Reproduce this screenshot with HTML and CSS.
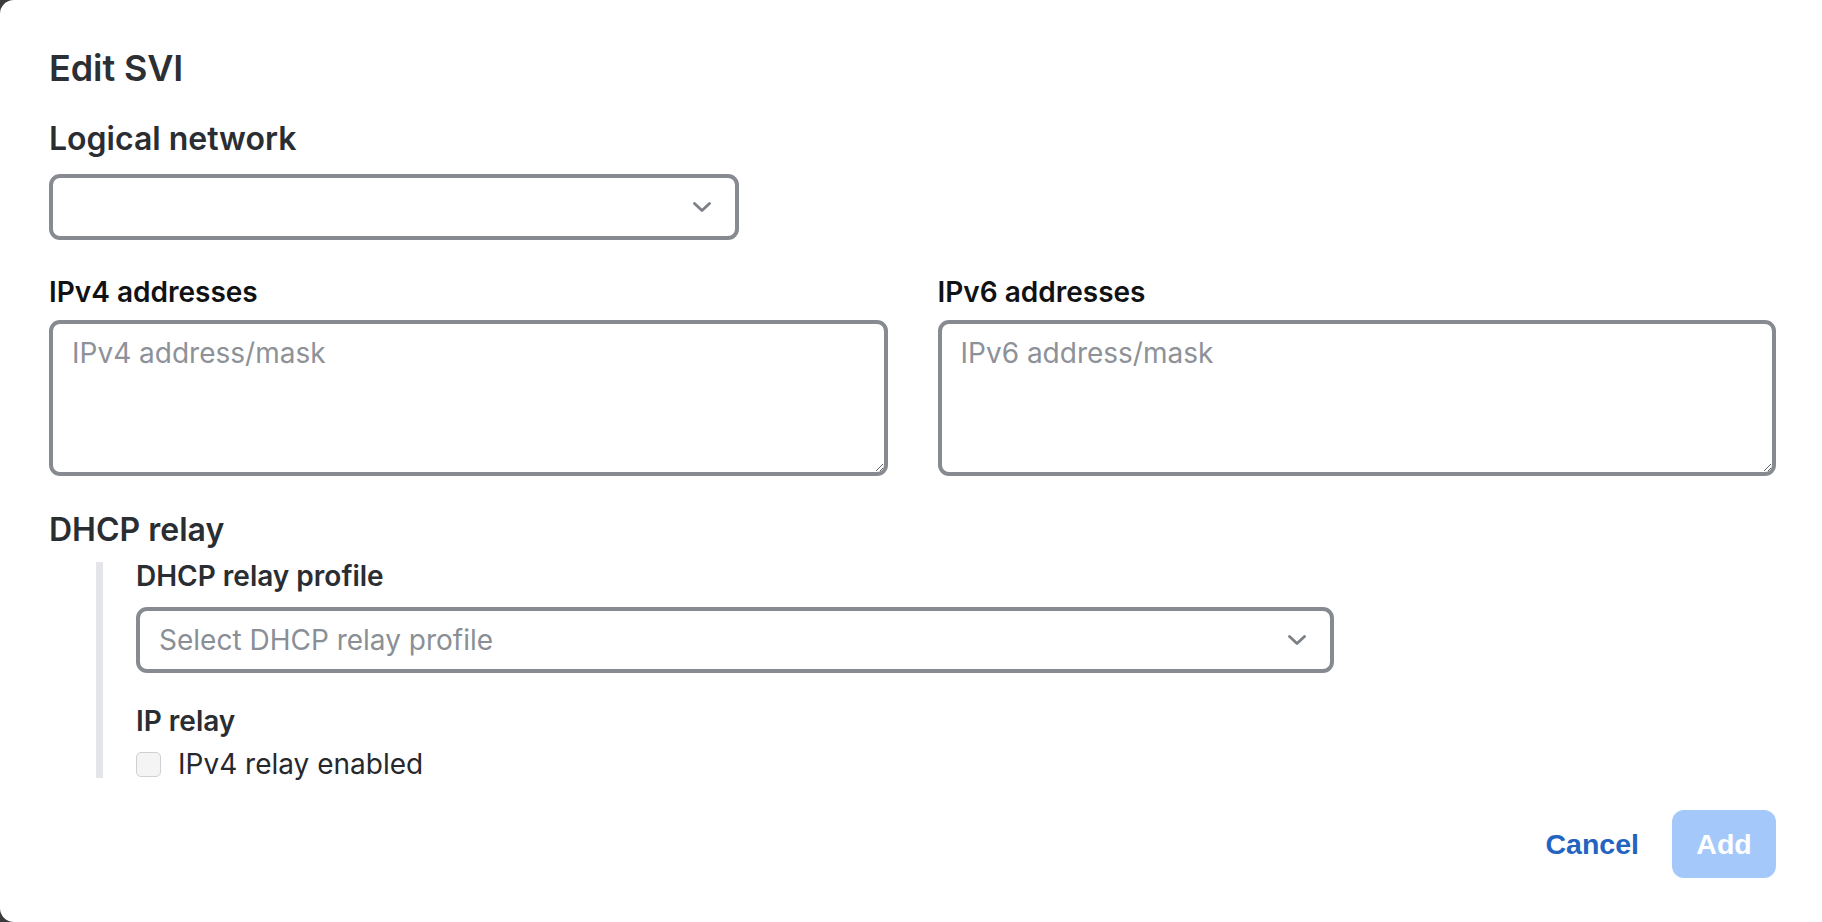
FILE: index.html
```html
<!DOCTYPE html>
<html lang="en">
<head>
<meta charset="utf-8">
<title>Edit SVI</title>
<link rel="stylesheet" href="styles.css">
</head>
<body>
<div class="dialog">
  <h1 class="title">Edit SVI</h1>

  <div class="section-label">Logical network</div>
  <div class="select select-short">
    <span class="select-value"></span>
    <svg class="chev" width="18" height="10" viewBox="0 0 18 10"><path d="M1.5 1.5 L9 8.5 L16.5 1.5" fill="none" stroke="#7b8087" stroke-width="2.8" stroke-linecap="round" stroke-linejoin="round"/></svg>
  </div>

  <div class="addr-grid">
    <div class="addr-col">
      <label class="field-label" for="v4">IPv4 addresses</label>
      <textarea id="v4" class="addr-input" placeholder="IPv4 address/mask"></textarea>
    </div>
    <div class="addr-col">
      <label class="field-label" for="v6">IPv6 addresses</label>
      <textarea id="v6" class="addr-input" placeholder="IPv6 address/mask"></textarea>
    </div>
  </div>

  <div class="section-label dhcp-heading">DHCP relay</div>
  <div class="nested">
    <div class="sub-label first">DHCP relay profile</div>
    <div class="select select-long">
      <span class="select-placeholder">Select DHCP relay profile</span>
      <svg class="chev" width="18" height="10" viewBox="0 0 18 10"><path d="M1.5 1.5 L9 8.5 L16.5 1.5" fill="none" stroke="#7b8087" stroke-width="2.8" stroke-linecap="round" stroke-linejoin="round"/></svg>
    </div>
    <div class="sub-label ip-relay">IP relay</div>
    <label class="check-row">
      <span class="checkbox"></span>
      <span class="check-text">IPv4 relay enabled</span>
    </label>
  </div>

  <div class="footer">
    <button class="btn-cancel" type="button">Cancel</button>
    <button class="btn-add" type="button">Add</button>
  </div>
</div>
</body>
</html>
```

FILE: styles.css
```css
* { box-sizing: border-box; }
html, body { margin: 0; padding: 0; }
body {
  background: #3a3b3d;
  width: 1822px;
  height: 922px;
  overflow: hidden;
  font-family: Inter, "Noto Sans", sans-serif;
}
.dialog {
  background: #ffffff;
  width: 1822px;
  height: 922px;
  padding: 46px 46px 0 49px;
  border-top-left-radius: 14px;
  border-bottom-left-radius: 14px;
}
.title {
  margin: 0;
  font-size: 36px;
  line-height: 44px;
  font-weight: 600;
  color: #2c2f34;
  letter-spacing: -0.1px;
}
.section-label {
  margin-top: 29px;
  font-size: 32px;
  line-height: 40px;
  font-weight: 600;
  color: #2a2d32;
}
.select {
  margin-top: 15px;
  height: 66px;
  border: 4px solid #878b91;
  border-radius: 11px;
  display: flex;
  align-items: center;
  justify-content: space-between;
  padding: 0 24px 0 19px;
  background: #fff;
}
.select-short { width: 690px; }
.select-long { width: 1198px; margin-top: 17px; }
.select-placeholder {
  font-size: 28px;
  color: #8a8f96;
}
.chev { display: block; flex: none; }
.addr-grid {
  margin-top: 34px;
  display: grid;
  grid-template-columns: 1fr 1fr;
  column-gap: 50px;
}
.addr-col { display: flex; flex-direction: column; }
.field-label {
  font-size: 28px;
  line-height: 36px;
  font-weight: 600;
  color: #111214;
}
.addr-input {
  margin-top: 10px;
  height: 156px;
  border: 4px solid #878b91;
  border-radius: 11px;
  padding: 11px 19px;
  font-family: Inter, "Noto Sans", sans-serif;
  font-size: 28px;
  line-height: 36px;
  color: #2a2d32;
  resize: both;
  outline: none;
}
.addr-input::placeholder { color: #8d9198; }
.dhcp-heading { margin-top: 34px; }
.nested {
  margin-top: 12px;
  margin-left: 47px;
  border-left: 7px solid #e4e5ea;
  padding-left: 33px;
}
.sub-label {
  font-size: 28px;
  line-height: 28px;
  font-weight: 600;
  color: #2a2d32;
}
.ip-relay { margin-top: 34px; }
.check-row {
  margin-top: 15px;
  display: flex;
  align-items: center;
  height: 28px;
}
.checkbox {
  width: 25px;
  height: 25px;
  border: 1.5px solid #cdd0d4;
  border-radius: 5px;
  background: #f4f4f5;
  flex: none;
}
.check-text {
  margin-left: 17px;
  font-size: 28px;
  line-height: 28px;
  color: #26282c;
}
.footer {
  margin-top: 32px;
  display: flex;
  justify-content: flex-end;
  align-items: center;
}
.btn-cancel, .btn-add {
  font-family: "Liberation Sans", Arial, sans-serif;
  font-weight: 700;
  font-size: 28.5px;
  border: none;
  cursor: pointer;
}
.btn-cancel {
  background: none;
  color: #2363c1;
  padding: 0;
  margin-right: 33px;
}
.btn-add {
  background: #a5c8fb;
  color: #ffffff;
  width: 104px;
  height: 68px;
  border-radius: 12px;
  padding: 0;
}
```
▬▬▬▬▬▬
:: Your objective ::
Every line of the data should be copied as it stands, without the images.

:: Solution to this problem ::
Reproduce this screenshot with HTML and CSS.
FILE: index.html
```html
<!DOCTYPE html>
<html lang="en">
<head>
<meta charset="utf-8">
<title>Edit SVI</title>
<link rel="stylesheet" href="styles.css">
</head>
<body>
<div class="dialog">
  <h1 class="title">Edit SVI</h1>

  <div class="section-label">Logical network</div>
  <div class="select select-short">
    <span class="select-value"></span>
    <svg class="chev" width="18" height="10" viewBox="0 0 18 10"><path d="M1.5 1.5 L9 8.5 L16.5 1.5" fill="none" stroke="#7b8087" stroke-width="2.8" stroke-linecap="round" stroke-linejoin="round"/></svg>
  </div>

  <div class="addr-grid">
    <div class="addr-col">
      <label class="field-label" for="v4">IPv4 addresses</label>
      <textarea id="v4" class="addr-input" placeholder="IPv4 address/mask"></textarea>
    </div>
    <div class="addr-col">
      <label class="field-label" for="v6">IPv6 addresses</label>
      <textarea id="v6" class="addr-input" placeholder="IPv6 address/mask"></textarea>
    </div>
  </div>

  <div class="section-label dhcp-heading">DHCP relay</div>
  <div class="nested">
    <div class="sub-label first">DHCP relay profile</div>
    <div class="select select-long">
      <span class="select-placeholder">Select DHCP relay profile</span>
      <svg class="chev" width="18" height="10" viewBox="0 0 18 10"><path d="M1.5 1.5 L9 8.5 L16.5 1.5" fill="none" stroke="#7b8087" stroke-width="2.8" stroke-linecap="round" stroke-linejoin="round"/></svg>
    </div>
    <div class="sub-label ip-relay">IP relay</div>
    <label class="check-row">
      <span class="checkbox"></span>
      <span class="check-text">IPv4 relay enabled</span>
    </label>
  </div>

  <div class="footer">
    <button class="btn-cancel" type="button">Cancel</button>
    <button class="btn-add" type="button">Add</button>
  </div>
</div>
</body>
</html>
```

FILE: styles.css
```css
* { box-sizing: border-box; }
html, body { margin: 0; padding: 0; }
body {
  background: #3a3b3d;
  width: 1822px;
  height: 922px;
  overflow: hidden;
  font-family: Inter, "Noto Sans", sans-serif;
}
.dialog {
  background: #ffffff;
  width: 1822px;
  height: 922px;
  padding: 46px 46px 0 49px;
  border-top-left-radius: 14px;
  border-bottom-left-radius: 14px;
}
.title {
  margin: 0;
  font-size: 36px;
  line-height: 44px;
  font-weight: 600;
  color: #2c2f34;
  letter-spacing: -0.1px;
}
.section-label {
  margin-top: 29px;
  font-size: 32px;
  line-height: 40px;
  font-weight: 600;
  color: #2a2d32;
}
.select {
  margin-top: 15px;
  height: 66px;
  border: 4px solid #878b91;
  border-radius: 11px;
  display: flex;
  align-items: center;
  justify-content: space-between;
  padding: 0 24px 0 19px;
  background: #fff;
}
.select-short { width: 690px; }
.select-long { width: 1198px; margin-top: 17px; }
.select-placeholder {
  font-size: 28px;
  color: #8a8f96;
}
.chev { display: block; flex: none; }
.addr-grid {
  margin-top: 34px;
  display: grid;
  grid-template-columns: 1fr 1fr;
  column-gap: 50px;
}
.addr-col { display: flex; flex-direction: column; }
.field-label {
  font-size: 28px;
  line-height: 36px;
  font-weight: 600;
  color: #111214;
}
.addr-input {
  margin-top: 10px;
  height: 156px;
  border: 4px solid #878b91;
  border-radius: 11px;
  padding: 11px 19px;
  font-family: Inter, "Noto Sans", sans-serif;
  font-size: 28px;
  line-height: 36px;
  color: #2a2d32;
  resize: both;
  outline: none;
}
.addr-input::placeholder { color: #8d9198; }
.dhcp-heading { margin-top: 34px; }
.nested {
  margin-top: 12px;
  margin-left: 47px;
  border-left: 7px solid #e4e5ea;
  padding-left: 33px;
}
.sub-label {
  font-size: 28px;
  line-height: 28px;
  font-weight: 600;
  color: #2a2d32;
}
.ip-relay { margin-top: 34px; }
.check-row {
  margin-top: 15px;
  display: flex;
  align-items: center;
  height: 28px;
}
.checkbox {
  width: 25px;
  height: 25px;
  border: 1.5px solid #cdd0d4;
  border-radius: 5px;
  background: #f4f4f5;
  flex: none;
}
.check-text {
  margin-left: 17px;
  font-size: 28px;
  line-height: 28px;
  color: #26282c;
}
.footer {
  margin-top: 32px;
  display: flex;
  justify-content: flex-end;
  align-items: center;
}
.btn-cancel, .btn-add {
  font-family: "Liberation Sans", Arial, sans-serif;
  font-weight: 700;
  font-size: 28.5px;
  border: none;
  cursor: pointer;
}
.btn-cancel {
  background: none;
  color: #2363c1;
  padding: 0;
  margin-right: 33px;
}
.btn-add {
  background: #a5c8fb;
  color: #ffffff;
  width: 104px;
  height: 68px;
  border-radius: 12px;
  padding: 0;
}
```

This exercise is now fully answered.